What is asked — Please retype the data in full and exactly; the pictures are not part of the copy.
## start Information provided
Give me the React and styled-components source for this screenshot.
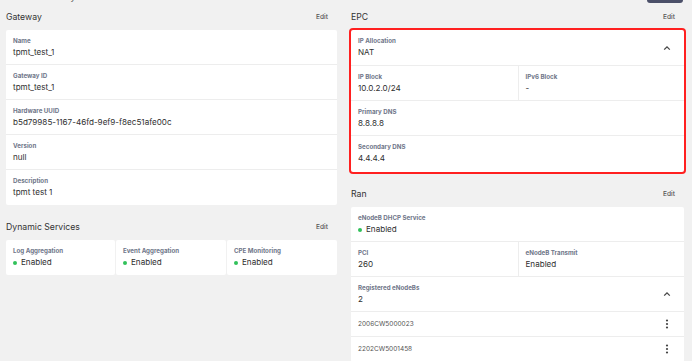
import React from 'react';
import styled, { createGlobalStyle } from 'styled-components';

const GlobalStyle = createGlobalStyle`
  html, body {
    margin: 0;
    padding: 0;
    background: #f1f1f1;
  }
  body {
    font-family: Inter, "Noto Sans", sans-serif;
    color: #333;
    overflow: hidden;
  }
  * { box-sizing: border-box; }
`;

const gateway = [
  { label: 'Name', value: 'tpmt_test_1' },
  { label: 'Gateway ID', value: 'tpmt_test_1' },
  { label: 'Hardware UUID', value: 'b5d79985-1167-46fd-9ef9-f8ec51afe00c' },
  { label: 'Version', value: 'null' },
  { label: 'Description', value: 'tpmt test 1' },
];

const services = ['Log Aggregation', 'Event Aggregation', 'CPE Monitoring'];

const enodebs = ['2006CW5000023', '2202CW5001458'];

const ChevronUp = () => (
  <svg width="8" height="6" viewBox="0 0 8 6">
    <path d="M1.2 4.6 L4 1.8 L6.8 4.6" fill="none" stroke="#444" strokeWidth="1.3" />
  </svg>
);

const Kebab = () => (
  <svg width="4" height="10" viewBox="0 0 4 10">
    <circle cx="2" cy="1.5" r="1.1" fill="#444" />
    <circle cx="2" cy="5" r="1.1" fill="#444" />
    <circle cx="2" cy="8.5" r="1.1" fill="#444" />
  </svg>
);

const Field = ({ label, value, status }) => (
  <FieldBox>
    <Label>{label}</Label>
    <Value>
      {status && <Dot />}
      {value}
    </Value>
  </FieldBox>
);

const App = () => {
  return (
    <>
      <GlobalStyle />
      <Page>
        {/* page is scrolled: only the bottom edge of the top bar shows */}
        <TopBar>
          <Crumb>
            <span>←</span>
            <span>Gateway</span>
          </Crumb>
          <TopButton />
        </TopBar>

        <Columns>
          <Column>
            <Section>
              <SectionHeader>
                <Heading>Gateway</Heading>
                <EditLink>Edit</EditLink>
              </SectionHeader>
              <Card>
                {gateway.map(f => (
                  <Row key={f.label}>
                    <Field label={f.label} value={f.value} />
                  </Row>
                ))}
              </Card>
            </Section>

            <Section>
              <SectionHeader>
                <Heading>Dynamic Services</Heading>
                <EditLink>Edit</EditLink>
              </SectionHeader>
              <ServiceGrid>
                {services.map(s => (
                  <ServiceCell key={s}>
                    <Field label={s} value="Enabled" status />
                  </ServiceCell>
                ))}
              </ServiceGrid>
            </Section>
          </Column>

          <Column>
            <Section>
              <SectionHeader>
                <Heading>EPC</Heading>
                <EditLink>Edit</EditLink>
              </SectionHeader>
              <Card highlight>
                <Row height={36}>
                  <Field label="IP Allocation" value="NAT" />
                  <IconSlot><ChevronUp /></IconSlot>
                </Row>
                <Row split>
                  <Field label="IP Block" value="10.0.2.0/24" />
                  <Field label="IPv6 Block" value="-" />
                </Row>
                <Row>
                  <Field label="Primary DNS" value="8.8.8.8" />
                </Row>
                <Row height={36}>
                  <Field label="Secondary DNS" value="4.4.4.4" />
                </Row>
              </Card>
            </Section>

            <Section>
              <SectionHeader>
                <Heading>Ran</Heading>
                <EditLink>Edit</EditLink>
              </SectionHeader>
              <Card>
                <Row>
                  <Field label="eNodeB DHCP Service" value="Enabled" status />
                </Row>
                <Row split>
                  <Field label="PCI" value="260" />
                  <Field label="eNodeB Transmit" value="Enabled" />
                </Row>
                <Row>
                  <Field label="Registered eNodeBs" value="2" />
                  <IconSlot><ChevronUp /></IconSlot>
                </Row>
                {enodebs.map(id => (
                  <ListRow key={id}>
                    <ListText>{id}</ListText>
                    <IconSlot><Kebab /></IconSlot>
                  </ListRow>
                ))}
              </Card>
            </Section>
          </Column>
        </Columns>
      </Page>
    </>
  );
};

export default App;

const Page = styled.div`
  width: 692px;
  height: 361px;
  overflow: hidden;
`;

const TopBar = styled.div`
  display: flex;
  align-items: flex-end;
  justify-content: space-between;
  height: 20px;
  margin-top: -16px;
  padding: 0 9px 0 8px;
`;

const Crumb = styled.div`
  display: flex;
  gap: 22px;
  font-size: 9px;
  color: #555;
  line-height: 10px;
  margin-bottom: 2px;
`;

const TopButton = styled.div`
  width: 36px;
  height: 19px;
  border-radius: 3px;
  background: #4b5069;
  margin-bottom: 1px;
`;

const Columns = styled.div`
  display: grid;
  grid-template-columns: 331px 333px;
  column-gap: 14px;
  padding: 0 8px 0 6px;
`;

const Column = styled.div`
  display: flex;
  flex-direction: column;
  gap: 9px;
`;

const Section = styled.div`
  display: flex;
  flex-direction: column;
`;

const SectionHeader = styled.div`
  display: flex;
  align-items: center;
  justify-content: space-between;
  height: 26px;
  padding-right: 9px;
`;

const Heading = styled.div`
  font-size: 8.7px;
  color: #333;
`;

const EditLink = styled.div`
  font-size: 6.6px;
  font-weight: 500;
  color: #555;
`;

const Card = styled.div`
  background: #fff;
  border-radius: 2px;
  display: flex;
  flex-direction: column;
  box-shadow: ${p => (p.highlight ? '0 0 0 2px #ff2020' : 'none')};
`;

const Row = styled.div`
  display: ${p => (p.split ? 'grid' : 'flex')};
  grid-template-columns: 1fr 1fr;
  align-items: stretch;
  justify-content: space-between;
  height: ${p => p.height || 35}px;
  border-bottom: 1px solid #ededed;
  &:last-child { border-bottom: none; }
  & > div + div {
    border-left: ${p => (p.split ? '1px solid #ededed' : 'none')};
  }
`;

const FieldBox = styled.div`
  display: flex;
  flex-direction: column;
  padding: 7px 7px 0;
  gap: 2px;
`;

const Label = styled.div`
  font-size: 6.2px;
  font-weight: 700;
  color: #6f7689;
  line-height: 8px;
`;

const Value = styled.div`
  display: flex;
  align-items: center;
  gap: 4px;
  font-size: 8.1px;
  color: #2f2f2f;
  line-height: 11px;
`;

const Dot = styled.span`
  width: 4px;
  height: 4px;
  border-radius: 50%;
  background: #31c15a;
`;

const IconSlot = styled.div`
  display: flex;
  align-items: center;
  justify-content: center;
  width: 30px;
  margin-right: 2px;
`;

const ServiceGrid = styled.div`
  display: grid;
  grid-template-columns: 109px 110px 110px;
  column-gap: 1px;
  height: 35px;
`;

const ServiceCell = styled.div`
  background: #fff;
  border-radius: 2px;
`;

const ListRow = styled.div`
  display: flex;
  align-items: center;
  justify-content: space-between;
  height: 25px;
  padding-left: 7px;
  border-bottom: 1px solid #ededed;
`;

const ListText = styled.div`
  font-size: 6.5px;
  color: #555;
`;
## end Information provided
Problem solution —
Give me the React and styled-components source for this screenshot.
import React from 'react';
import styled, { createGlobalStyle } from 'styled-components';

const GlobalStyle = createGlobalStyle`
  html, body {
    margin: 0;
    padding: 0;
    background: #f1f1f1;
  }
  body {
    font-family: Inter, "Noto Sans", sans-serif;
    color: #333;
    overflow: hidden;
  }
  * { box-sizing: border-box; }
`;

const gateway = [
  { label: 'Name', value: 'tpmt_test_1' },
  { label: 'Gateway ID', value: 'tpmt_test_1' },
  { label: 'Hardware UUID', value: 'b5d79985-1167-46fd-9ef9-f8ec51afe00c' },
  { label: 'Version', value: 'null' },
  { label: 'Description', value: 'tpmt test 1' },
];

const services = ['Log Aggregation', 'Event Aggregation', 'CPE Monitoring'];

const enodebs = ['2006CW5000023', '2202CW5001458'];

const ChevronUp = () => (
  <svg width="8" height="6" viewBox="0 0 8 6">
    <path d="M1.2 4.6 L4 1.8 L6.8 4.6" fill="none" stroke="#444" strokeWidth="1.3" />
  </svg>
);

const Kebab = () => (
  <svg width="4" height="10" viewBox="0 0 4 10">
    <circle cx="2" cy="1.5" r="1.1" fill="#444" />
    <circle cx="2" cy="5" r="1.1" fill="#444" />
    <circle cx="2" cy="8.5" r="1.1" fill="#444" />
  </svg>
);

const Field = ({ label, value, status }) => (
  <FieldBox>
    <Label>{label}</Label>
    <Value>
      {status && <Dot />}
      {value}
    </Value>
  </FieldBox>
);

const App = () => {
  return (
    <>
      <GlobalStyle />
      <Page>
        {/* page is scrolled: only the bottom edge of the top bar shows */}
        <TopBar>
          <Crumb>
            <span>←</span>
            <span>Gateway</span>
          </Crumb>
          <TopButton />
        </TopBar>

        <Columns>
          <Column>
            <Section>
              <SectionHeader>
                <Heading>Gateway</Heading>
                <EditLink>Edit</EditLink>
              </SectionHeader>
              <Card>
                {gateway.map(f => (
                  <Row key={f.label}>
                    <Field label={f.label} value={f.value} />
                  </Row>
                ))}
              </Card>
            </Section>

            <Section>
              <SectionHeader>
                <Heading>Dynamic Services</Heading>
                <EditLink>Edit</EditLink>
              </SectionHeader>
              <ServiceGrid>
                {services.map(s => (
                  <ServiceCell key={s}>
                    <Field label={s} value="Enabled" status />
                  </ServiceCell>
                ))}
              </ServiceGrid>
            </Section>
          </Column>

          <Column>
            <Section>
              <SectionHeader>
                <Heading>EPC</Heading>
                <EditLink>Edit</EditLink>
              </SectionHeader>
              <Card highlight>
                <Row height={36}>
                  <Field label="IP Allocation" value="NAT" />
                  <IconSlot><ChevronUp /></IconSlot>
                </Row>
                <Row split>
                  <Field label="IP Block" value="10.0.2.0/24" />
                  <Field label="IPv6 Block" value="-" />
                </Row>
                <Row>
                  <Field label="Primary DNS" value="8.8.8.8" />
                </Row>
                <Row height={36}>
                  <Field label="Secondary DNS" value="4.4.4.4" />
                </Row>
              </Card>
            </Section>

            <Section>
              <SectionHeader>
                <Heading>Ran</Heading>
                <EditLink>Edit</EditLink>
              </SectionHeader>
              <Card>
                <Row>
                  <Field label="eNodeB DHCP Service" value="Enabled" status />
                </Row>
                <Row split>
                  <Field label="PCI" value="260" />
                  <Field label="eNodeB Transmit" value="Enabled" />
                </Row>
                <Row>
                  <Field label="Registered eNodeBs" value="2" />
                  <IconSlot><ChevronUp /></IconSlot>
                </Row>
                {enodebs.map(id => (
                  <ListRow key={id}>
                    <ListText>{id}</ListText>
                    <IconSlot><Kebab /></IconSlot>
                  </ListRow>
                ))}
              </Card>
            </Section>
          </Column>
        </Columns>
      </Page>
    </>
  );
};

export default App;

const Page = styled.div`
  width: 692px;
  height: 361px;
  overflow: hidden;
`;

const TopBar = styled.div`
  display: flex;
  align-items: flex-end;
  justify-content: space-between;
  height: 20px;
  margin-top: -16px;
  padding: 0 9px 0 8px;
`;

const Crumb = styled.div`
  display: flex;
  gap: 22px;
  font-size: 9px;
  color: #555;
  line-height: 10px;
  margin-bottom: 2px;
`;

const TopButton = styled.div`
  width: 36px;
  height: 19px;
  border-radius: 3px;
  background: #4b5069;
  margin-bottom: 1px;
`;

const Columns = styled.div`
  display: grid;
  grid-template-columns: 331px 333px;
  column-gap: 14px;
  padding: 0 8px 0 6px;
`;

const Column = styled.div`
  display: flex;
  flex-direction: column;
  gap: 9px;
`;

const Section = styled.div`
  display: flex;
  flex-direction: column;
`;

const SectionHeader = styled.div`
  display: flex;
  align-items: center;
  justify-content: space-between;
  height: 26px;
  padding-right: 9px;
`;

const Heading = styled.div`
  font-size: 8.7px;
  color: #333;
`;

const EditLink = styled.div`
  font-size: 6.6px;
  font-weight: 500;
  color: #555;
`;

const Card = styled.div`
  background: #fff;
  border-radius: 2px;
  display: flex;
  flex-direction: column;
  box-shadow: ${p => (p.highlight ? '0 0 0 2px #ff2020' : 'none')};
`;

const Row = styled.div`
  display: ${p => (p.split ? 'grid' : 'flex')};
  grid-template-columns: 1fr 1fr;
  align-items: stretch;
  justify-content: space-between;
  height: ${p => p.height || 35}px;
  border-bottom: 1px solid #ededed;
  &:last-child { border-bottom: none; }
  & > div + div {
    border-left: ${p => (p.split ? '1px solid #ededed' : 'none')};
  }
`;

const FieldBox = styled.div`
  display: flex;
  flex-direction: column;
  padding: 7px 7px 0;
  gap: 2px;
`;

const Label = styled.div`
  font-size: 6.2px;
  font-weight: 700;
  color: #6f7689;
  line-height: 8px;
`;

const Value = styled.div`
  display: flex;
  align-items: center;
  gap: 4px;
  font-size: 8.1px;
  color: #2f2f2f;
  line-height: 11px;
`;

const Dot = styled.span`
  width: 4px;
  height: 4px;
  border-radius: 50%;
  background: #31c15a;
`;

const IconSlot = styled.div`
  display: flex;
  align-items: center;
  justify-content: center;
  width: 30px;
  margin-right: 2px;
`;

const ServiceGrid = styled.div`
  display: grid;
  grid-template-columns: 109px 110px 110px;
  column-gap: 1px;
  height: 35px;
`;

const ServiceCell = styled.div`
  background: #fff;
  border-radius: 2px;
`;

const ListRow = styled.div`
  display: flex;
  align-items: center;
  justify-content: space-between;
  height: 25px;
  padding-left: 7px;
  border-bottom: 1px solid #ededed;
`;

const ListText = styled.div`
  font-size: 6.5px;
  color: #555;
`;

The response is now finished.